Discretion of the Orphans' Court
The Supreme Court recognized that it is within the sound discretion of the orphans' court to set aside its own orders when warranted, particularly in situations involving fraud or misrepresentation. In this case, the orphans' court acted to vacate the prior decree that allowed the administrator to abandon the mortgaged property based on allegations of fraudulent behavior. The court noted that the administrator had not adequately contested the claims of misconduct, allowing the orphans' court to treat the administrator's actions as a speaking demurrer.

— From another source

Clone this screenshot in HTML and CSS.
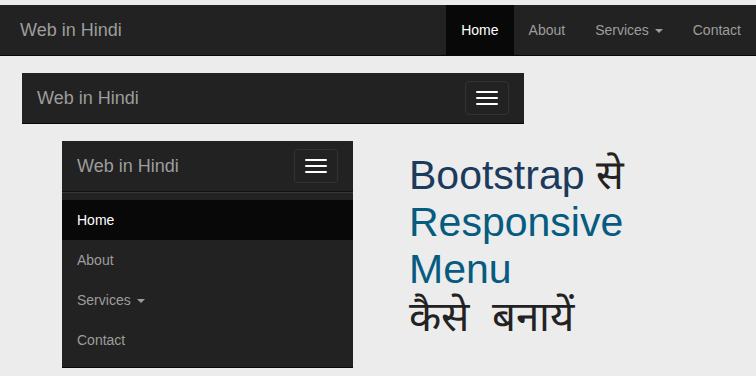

This discretion to vacate orders is crucial in ensuring that the interests of creditors and the estate are protected, especially when there are significant allegations of impropriety. The court's decision to reaffirm this principle highlighted the importance of judicial oversight in estate administration and the need for accountability among fiduciaries.
Summary of Findings
Ultimately, the Supreme Court affirmed the orphans' court's decisions regarding the misappropriation of estate funds, the void status of the administrator's letters, and his removal from office. The court modified certain aspects of the orphans' court's decree but upheld the fundamental principles that guided the lower court's decisions. This included the recognition that any preference among creditors due to the assignment of insurance proceeds was unlawful and that the administrator’s failure to provide a required bond invalidated his authority. By emphasizing the importance of equitable treatment of creditors and adherence to statutory requirements, the court reinforced critical aspects of fiduciary duty and creditor protection in insolvency cases. The decisions made in this case served to clarify the legal standards governing the administration of estates and the responsibilities of fiduciaries toward all creditors.